Short exercise - Go through the lines below. Copy those with "styles".

::::::::::

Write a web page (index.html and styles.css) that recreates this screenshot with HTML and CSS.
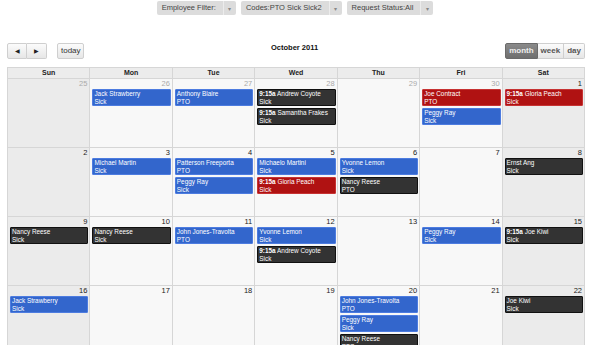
FILE: index.html
```html
<!DOCTYPE html>
<html lang="en">
<head>
	<meta charset="UTF-8">
	<title>Leave Calendar</title>
	<link rel="stylesheet" href="styles.css">
</head>
<body>
	<div class="filters">
		<div class="filter"><span class="label">Employee Filter:</span><span class="caret">&#9662;</span></div>
		<div class="filter"><span class="label">Codes:PTO Sick Sick2</span><span class="caret">&#9662;</span></div>
		<div class="filter"><span class="label">Request Status:All</span><span class="caret">&#9662;</span></div>
	</div>

	<div class="cal">
		<div class="toolbar">
			<div class="left">
				<div class="btn-group">
					<span class="btn arrow">&#9664;</span><span class="btn arrow">&#9654;</span>
				</div>
				<span class="btn today">today</span>
			</div>
			<h2 class="title">October 2011</h2>
			<div class="btn-group views">
				<span class="btn active">month</span><span class="btn">week</span><span class="btn">day</span>
			</div>
		</div>

		<div class="month">
			<div class="head">Sun</div>
			<div class="head">Mon</div>
			<div class="head">Tue</div>
			<div class="head">Wed</div>
			<div class="head">Thu</div>
			<div class="head">Fri</div>
			<div class="head">Sat</div>

			<!-- week 1 -->
			<div class="day weekend other"><div class="num">25</div></div>
			<div class="day other"><div class="num">26</div>
				<div class="ev blue">Jack Strawberry<br>Sick</div>
			</div>
			<div class="day other"><div class="num">27</div>
				<div class="ev blue">Anthony Blaire<br>PTO</div>
			</div>
			<div class="day other"><div class="num">28</div>
				<div class="ev dark"><b>9:15a</b> Andrew Coyote<br>Sick</div>
				<div class="ev dark"><b>9:15a</b> Samantha Frakes<br>Sick</div>
			</div>
			<div class="day other"><div class="num">29</div></div>
			<div class="day other"><div class="num">30</div>
				<div class="ev red">Joe Contract<br>PTO</div>
				<div class="ev blue">Peggy Ray<br>Sick</div>
			</div>
			<div class="day weekend"><div class="num">1</div>
				<div class="ev red"><b>9:15a</b> Gloria Peach<br>Sick</div>
			</div>

			<!-- week 2 -->
			<div class="day weekend"><div class="num">2</div></div>
			<div class="day"><div class="num">3</div>
				<div class="ev blue">Michael Martin<br>Sick</div>
			</div>
			<div class="day"><div class="num">4</div>
				<div class="ev blue">Patterson Freeporta<br>PTO</div>
				<div class="ev blue">Peggy Ray<br>Sick</div>
			</div>
			<div class="day"><div class="num">5</div>
				<div class="ev blue">Michaelo Martini<br>Sick</div>
				<div class="ev red"><b>9:15a</b> Gloria Peach<br>Sick</div>
			</div>
			<div class="day"><div class="num">6</div>
				<div class="ev blue">Yvonne Lemon<br>Sick</div>
				<div class="ev dark">Nancy Reese<br>PTO</div>
			</div>
			<div class="day"><div class="num">7</div></div>
			<div class="day weekend"><div class="num">8</div>
				<div class="ev dark">Ernst Ang<br>Sick</div>
			</div>

			<!-- week 3 -->
			<div class="day weekend"><div class="num">9</div>
				<div class="ev dark">Nancy Reese<br>Sick</div>
			</div>
			<div class="day"><div class="num">10</div>
				<div class="ev dark">Nancy Reese<br>Sick</div>
			</div>
			<div class="day"><div class="num">11</div>
				<div class="ev blue">John Jones-Travolta<br>PTO</div>
			</div>
			<div class="day"><div class="num">12</div>
				<div class="ev blue">Yvonne Lemon<br>Sick</div>
				<div class="ev dark"><b>9:15a</b> Andrew Coyote<br>Sick</div>
			</div>
			<div class="day"><div class="num">13</div></div>
			<div class="day"><div class="num">14</div>
				<div class="ev blue">Peggy Ray<br>Sick</div>
			</div>
			<div class="day weekend"><div class="num">15</div>
				<div class="ev dark"><b>9:15a</b> Joe Kiwi<br>Sick</div>
			</div>

			<!-- week 4 -->
			<div class="day weekend"><div class="num">16</div>
				<div class="ev blue">Jack Strawberry<br>Sick</div>
			</div>
			<div class="day"><div class="num">17</div></div>
			<div class="day"><div class="num">18</div></div>
			<div class="day"><div class="num">19</div></div>
			<div class="day"><div class="num">20</div>
				<div class="ev blue">John Jones-Travolta<br>PTO</div>
				<div class="ev blue">Peggy Ray<br>Sick</div>
				<div class="ev dark">Nancy Reese<br>PTO</div>
			</div>
			<div class="day"><div class="num">21</div></div>
			<div class="day weekend"><div class="num">22</div>
				<div class="ev dark">Joe Kiwi<br>Sick</div>
			</div>
		</div>
	</div>
</body>
</html>
```

FILE: styles.css
```css
*{
	margin: 0;
	padding: 0;
	box-sizing: border-box;
}

body{
	font-family: "Liberation Sans", Arial, sans-serif;
	color: #333;
	background: #fff;
	overflow: hidden;
}

/* filter dropdowns */
.filters{
	display: flex;
	justify-content: center;
	gap: 5px;
	padding-top: 1px;
	height: 15px;
}

.filter{
	display: flex;
	align-items: center;
	height: 14px;
	background: #dcdcdc;
	border-radius: 2px;
	font-size: 7.5px;
	color: #444;
}

.filter .label{
	padding: 0 7px 0 5px;
	line-height: 14px;
	border-right: 1px solid #ececec;
}

.filter .caret{
	width: 12px;
	text-align: center;
	font-size: 6px;
	color: #888;
}

/* calendar */
.cal{
	width: 578px;
	margin-left: 7px;
}

.toolbar{
	display: flex;
	justify-content: space-between;
	align-items: flex-start;
	margin-top: 28px;
	height: 16px;
	margin-bottom: 8px;
}

.left{
	display: flex;
	gap: 10px;
}

.btn-group{
	display: flex;
}

.btn{
	display: inline-block;
	height: 16px;
	line-height: 14px;
	padding: 0 3px;
	font-size: 8px;
	color: #333;
	background: linear-gradient(#fbfbfb, #e6e6e6);
	border: 1px solid #cfcfcf;
	border-radius: 2px;
}

.btn-group .btn{
	border-radius: 0;
}

.btn-group .btn:first-child{
	border-radius: 2px 0 0 2px;
}

.btn-group .btn:last-child{
	border-radius: 0 2px 2px 0;
	border-left: 0;
}

.arrow{
	width: 20px;
	text-align: center;
	font-size: 6px;
	color: #222;
}

.today{
	width: 27px;
	text-align: center;
}

.title{
	font-size: 7.5px;
	font-weight: bold;
	color: #111;
	line-height: 10px;
}

.views .btn{
	font-weight: bold;
	color: #555;
	padding: 0 3px;
}

.views .btn:nth-child(2){
	border-left: 0;
}

.views .active{
	background: linear-gradient(#8a8a8a, #6f6f6f);
	border-color: #6a6a6a;
	color: #eee;
}

.month{
	display: grid;
	grid-template-columns: repeat(7, 1fr);
	grid-template-rows: 10px repeat(4, 68px);
	gap: 1px;
	background: #d6d6d6;
	border: 1px solid #d6d6d6;
}

.head{
	background: #ececec;
	font-size: 7px;
	font-weight: bold;
	line-height: 10px;
	text-align: center;
	color: #222;
}

.day{
	background: #f8f8f8;
	overflow: hidden;
}

.day.weekend{
	background: #ebebeb;
}

.num{
	height: 10px;
	padding-right: 2px;
	text-align: right;
	font-size: 7.5px;
	line-height: 10px;
	color: #222;
}

.other .num{
	color: #aaa;
}

.ev{
	height: 17px;
	margin: 0 1px 2px 2px;
	padding: 0 1px;
	border: 1px solid;
	border-radius: 1px;
	font-size: 6.4px;
	line-height: 7.5px;
	color: #fff;
	white-space: nowrap;
	overflow: hidden;
}

.ev b{
	font-weight: bold;
}

.blue{
	background: #3366cc;
	border-color: #4d7ce0;
}

.dark{
	background: #333;
	border-color: #111;
}

.red{
	background: #b01212;
	border-color: #c73333;
}
```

::::::::::

Answer to this task -
Write a web page (index.html and styles.css) that recreates this screenshot with HTML and CSS.
	<link rel="stylesheet" href="styles.css">
FILE: styles.css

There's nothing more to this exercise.